THE REQUEST:
Reproduce all the material exactly, minus any pictures it holds.

PROVIDED MATERIAL:

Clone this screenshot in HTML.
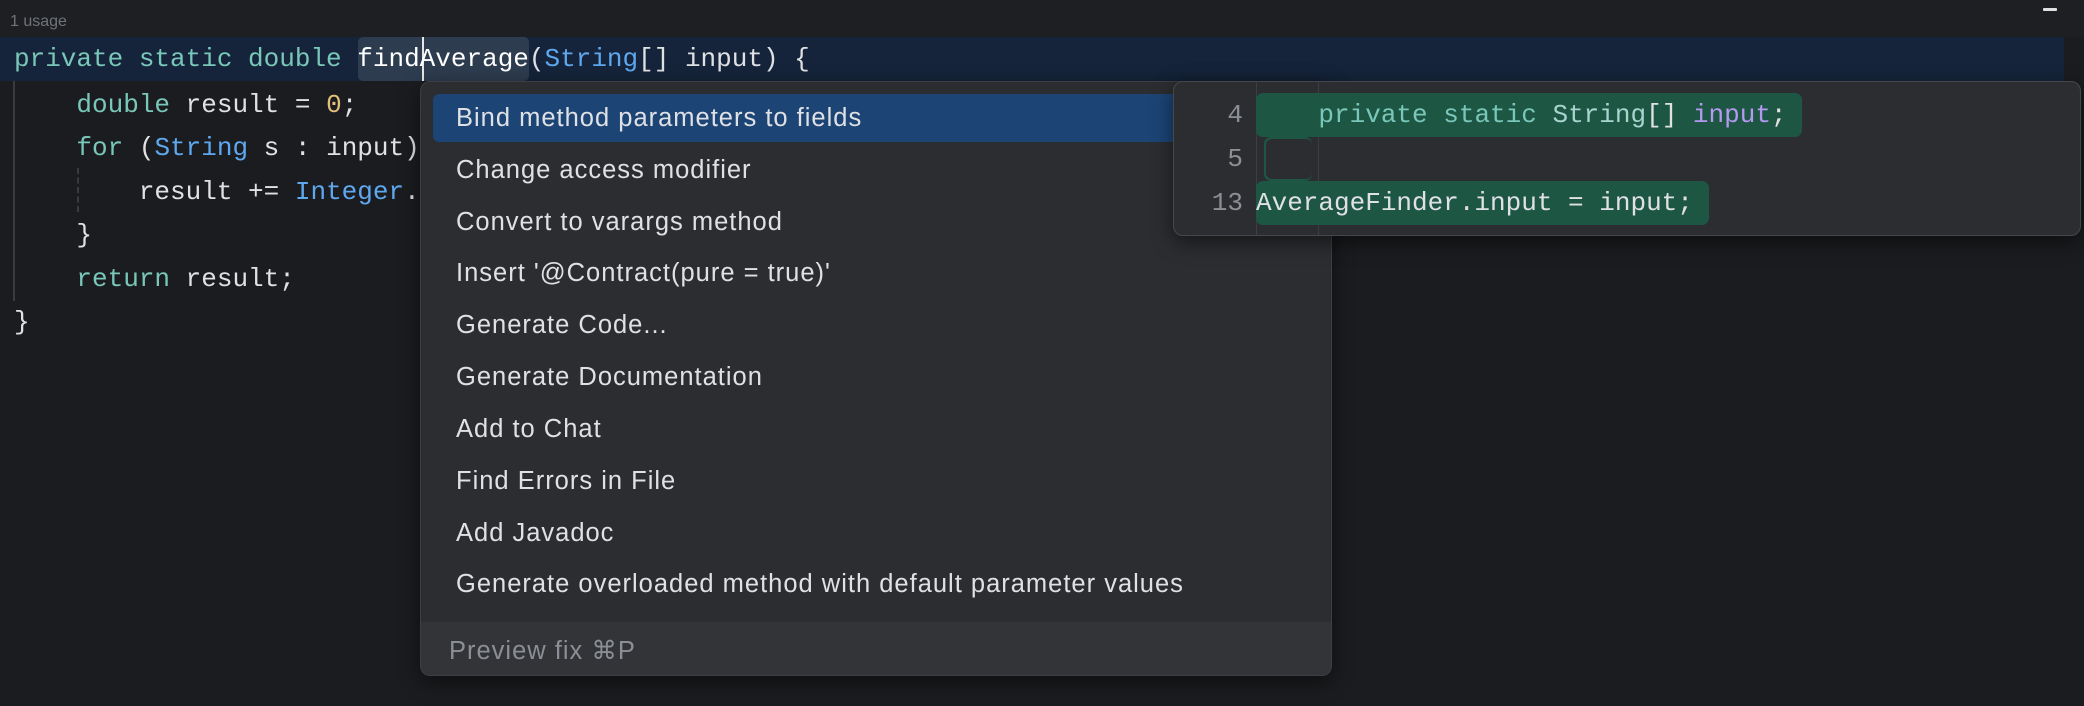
<!DOCTYPE html>
<html><head><meta charset="utf-8"><style>
*{margin:0;padding:0;box-sizing:border-box}
body{width:2084px;height:706px;background:#1b1c1f;overflow:hidden;position:relative;font-family:"Liberation Sans",sans-serif}
.code{position:absolute;left:14px;font-family:"Liberation Mono",monospace;font-size:26px;color:#dfe1e5;white-space:pre;line-height:44px;height:44px}
.k{color:#79c7b9}.t{color:#5ea8f0}.n{color:#e5c07b}
.menu{position:absolute;left:420px;top:81px;width:912px;height:595px;background:#2b2d30;border:1px solid #3c3e42;border-radius:10px;overflow:hidden;box-shadow:0 6px 20px rgba(0,0,0,.5)}
.item{position:absolute;left:35px;font-size:25.5px;letter-spacing:1px;color:#dfe1e5;line-height:30px}
.sel{position:absolute;left:12px;top:12px;width:900px;height:48px;background:#1c4475;border-radius:6px}
.foot{position:absolute;left:0;top:540px;width:912px;height:60px;background:#323438}
.prev{position:absolute;left:1173px;top:81px;width:908px;height:155px;background:#2b2d30;border:1px solid #45474a;border-radius:10px;overflow:hidden;box-shadow:0 6px 20px rgba(0,0,0,.5)}
.ln{position:absolute;width:69px;text-align:right;font-family:"Liberation Mono",monospace;font-size:26px;color:#8c8f94;line-height:44px}
.g{position:absolute;background:#1e5644;border-radius:7px}
.pc{position:absolute;font-family:"Liberation Mono",monospace;font-size:26px;white-space:pre;line-height:44px;color:#dfe1e5}
</style></head><body>
<div style="position:absolute;left:0;top:0;width:2084px;height:37px;background:#1e1f22"></div>
<div style="position:absolute;left:10px;top:13px;font-size:16px;color:#6f737a">1 usage</div>
<div style="position:absolute;left:2043px;top:8px;width:14px;height:3px;background:#e0e0e0;border-radius:1px"></div>
<div style="position:absolute;left:0;top:37px;width:2064px;height:44px;background:#15243a"></div>
<div style="position:absolute;left:358px;top:37px;width:171px;height:44px;background:#2d3c4f;border-radius:5px"></div>
<div style="position:absolute;left:422px;top:37px;width:2px;height:44px;background:#e6e6e6"></div>
<div style="position:absolute;left:13px;top:81px;width:2px;height:220px;background:#393b40"></div>
<div style="position:absolute;left:77px;top:168px;width:2px;height:44px;border-left:2px dashed #393b40"></div>
<div class="code" style="top:37px"><span class="k">private static double </span><b style="font-weight:normal;color:#fff">findAverage</b>(<span class="t">String</span>[] input) {</div>
<div class="code" style="top:83px">    <span class="k">double</span> result = <span class="n">0</span>;</div>
<div class="code" style="top:126px">    <span class="k">for</span> (<span class="t">String</span> s : input)</div>
<div class="code" style="top:170px">        result += <span class="t">Integer</span>.</div>
<div class="code" style="top:213px">    }</div>
<div class="code" style="top:257px">    <span class="k">return</span> result;</div>
<div class="code" style="top:300px">}</div>

<div class="menu">
<div class="sel"></div>
<div class="item" style="top:21px">Bind method parameters to fields</div>
<div class="item" style="top:73px">Change access modifier</div>
<div class="item" style="top:125px">Convert to varargs method</div>
<div class="item" style="top:176px">Insert '@Contract(pure = true)'</div>
<div class="item" style="top:228px">Generate Code...</div>
<div class="item" style="top:280px">Generate Documentation</div>
<div class="item" style="top:332px">Add to Chat</div>
<div class="item" style="top:384px">Find Errors in File</div>
<div class="item" style="top:436px">Add Javadoc</div>
<div class="item" style="top:487px">Generate overloaded method with default parameter values</div>
<div class="foot"></div>
<div class="item" style="top:554px;left:28px;color:#8b8e94">Preview fix ⌘P</div>
</div>

<div class="prev">
<div style="position:absolute;left:82px;top:0;width:1px;height:155px;background:#3c3e42"></div>
<div style="position:absolute;left:144px;top:0;width:1px;height:155px;background:#3c3e42"></div>
<div class="g" style="left:82px;top:11px;width:546px;height:44px"></div>
<div style="position:absolute;left:90px;top:55px;width:48px;height:44px;background:#1e5644;border-radius:7px"></div>
<div style="position:absolute;left:92px;top:57px;width:46px;height:40px;background:#2b2d30;border-radius:6px"></div>
<div class="g" style="left:82px;top:99px;width:453px;height:44px"></div>
<div class="ln" style="left:0;top:11px">4</div>
<div class="ln" style="left:0;top:55px">5</div>
<div class="ln" style="left:0;top:99px">13</div>
<div class="pc" style="left:82px;top:11px">    <span class="k">private static </span><span style="color:#a8d4ce">String</span>[] <span style="color:#b39af0">input</span>;</div>
<div class="pc" style="left:82px;top:99px">AverageFinder.input = input;</div>
</div>
</body></html>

TASK ANSWER:
Clone this screenshot in HTML.
<!DOCTYPE html>
<html><head><meta charset="utf-8"><style>
*{margin:0;padding:0;box-sizing:border-box}
body{width:2084px;height:706px;background:#1b1c1f;overflow:hidden;position:relative;font-family:"Liberation Sans",sans-serif}
.code{position:absolute;left:14px;font-family:"Liberation Mono",monospace;font-size:26px;color:#dfe1e5;white-space:pre;line-height:44px;height:44px}
.k{color:#79c7b9}.t{color:#5ea8f0}.n{color:#e5c07b}
.menu{position:absolute;left:420px;top:81px;width:912px;height:595px;background:#2b2d30;border:1px solid #3c3e42;border-radius:10px;overflow:hidden;box-shadow:0 6px 20px rgba(0,0,0,.5)}
.item{position:absolute;left:35px;font-size:25.5px;letter-spacing:1px;color:#dfe1e5;line-height:30px}
.sel{position:absolute;left:12px;top:12px;width:900px;height:48px;background:#1c4475;border-radius:6px}
.foot{position:absolute;left:0;top:540px;width:912px;height:60px;background:#323438}
.prev{position:absolute;left:1173px;top:81px;width:908px;height:155px;background:#2b2d30;border:1px solid #45474a;border-radius:10px;overflow:hidden;box-shadow:0 6px 20px rgba(0,0,0,.5)}
.ln{position:absolute;width:69px;text-align:right;font-family:"Liberation Mono",monospace;font-size:26px;color:#8c8f94;line-height:44px}
.g{position:absolute;background:#1e5644;border-radius:7px}
.pc{position:absolute;font-family:"Liberation Mono",monospace;font-size:26px;white-space:pre;line-height:44px;color:#dfe1e5}
</style></head><body>
<div style="position:absolute;left:0;top:0;width:2084px;height:37px;background:#1e1f22"></div>
<div style="position:absolute;left:10px;top:13px;font-size:16px;color:#6f737a">1 usage</div>
<div style="position:absolute;left:2043px;top:8px;width:14px;height:3px;background:#e0e0e0;border-radius:1px"></div>
<div style="position:absolute;left:0;top:37px;width:2064px;height:44px;background:#15243a"></div>
<div style="position:absolute;left:358px;top:37px;width:171px;height:44px;background:#2d3c4f;border-radius:5px"></div>
<div style="position:absolute;left:422px;top:37px;width:2px;height:44px;background:#e6e6e6"></div>
<div style="position:absolute;left:13px;top:81px;width:2px;height:220px;background:#393b40"></div>
<div style="position:absolute;left:77px;top:168px;width:2px;height:44px;border-left:2px dashed #393b40"></div>
<div class="code" style="top:37px"><span class="k">private static double </span><b style="font-weight:normal;color:#fff">findAverage</b>(<span class="t">String</span>[] input) {</div>
<div class="code" style="top:83px">    <span class="k">double</span> result = <span class="n">0</span>;</div>
<div class="code" style="top:126px">    <span class="k">for</span> (<span class="t">String</span> s : input)</div>
<div class="code" style="top:170px">        result += <span class="t">Integer</span>.</div>
<div class="code" style="top:213px">    }</div>
<div class="code" style="top:257px">    <span class="k">return</span> result;</div>
<div class="code" style="top:300px">}</div>

<div class="menu">
<div class="sel"></div>
<div class="item" style="top:21px">Bind method parameters to fields</div>
<div class="item" style="top:73px">Change access modifier</div>
<div class="item" style="top:125px">Convert to varargs method</div>
<div class="item" style="top:176px">Insert '@Contract(pure = true)'</div>
<div class="item" style="top:228px">Generate Code...</div>
<div class="item" style="top:280px">Generate Documentation</div>
<div class="item" style="top:332px">Add to Chat</div>
<div class="item" style="top:384px">Find Errors in File</div>
<div class="item" style="top:436px">Add Javadoc</div>
<div class="item" style="top:487px">Generate overloaded method with default parameter values</div>
<div class="foot"></div>
<div class="item" style="top:554px;left:28px;color:#8b8e94">Preview fix ⌘P</div>
</div>

<div class="prev">
<div style="position:absolute;left:82px;top:0;width:1px;height:155px;background:#3c3e42"></div>
<div style="position:absolute;left:144px;top:0;width:1px;height:155px;background:#3c3e42"></div>
<div class="g" style="left:82px;top:11px;width:546px;height:44px"></div>
<div style="position:absolute;left:90px;top:55px;width:48px;height:44px;background:#1e5644;border-radius:7px"></div>
<div style="position:absolute;left:92px;top:57px;width:46px;height:40px;background:#2b2d30;border-radius:6px"></div>
<div class="g" style="left:82px;top:99px;width:453px;height:44px"></div>
<div class="ln" style="left:0;top:11px">4</div>
<div class="ln" style="left:0;top:55px">5</div>
<div class="ln" style="left:0;top:99px">13</div>
<div class="pc" style="left:82px;top:11px">    <span class="k">private static </span><span style="color:#a8d4ce">String</span>[] <span style="color:#b39af0">input</span>;</div>
<div class="pc" style="left:82px;top:99px">AverageFinder.input = input;</div>
</div>
</body></html>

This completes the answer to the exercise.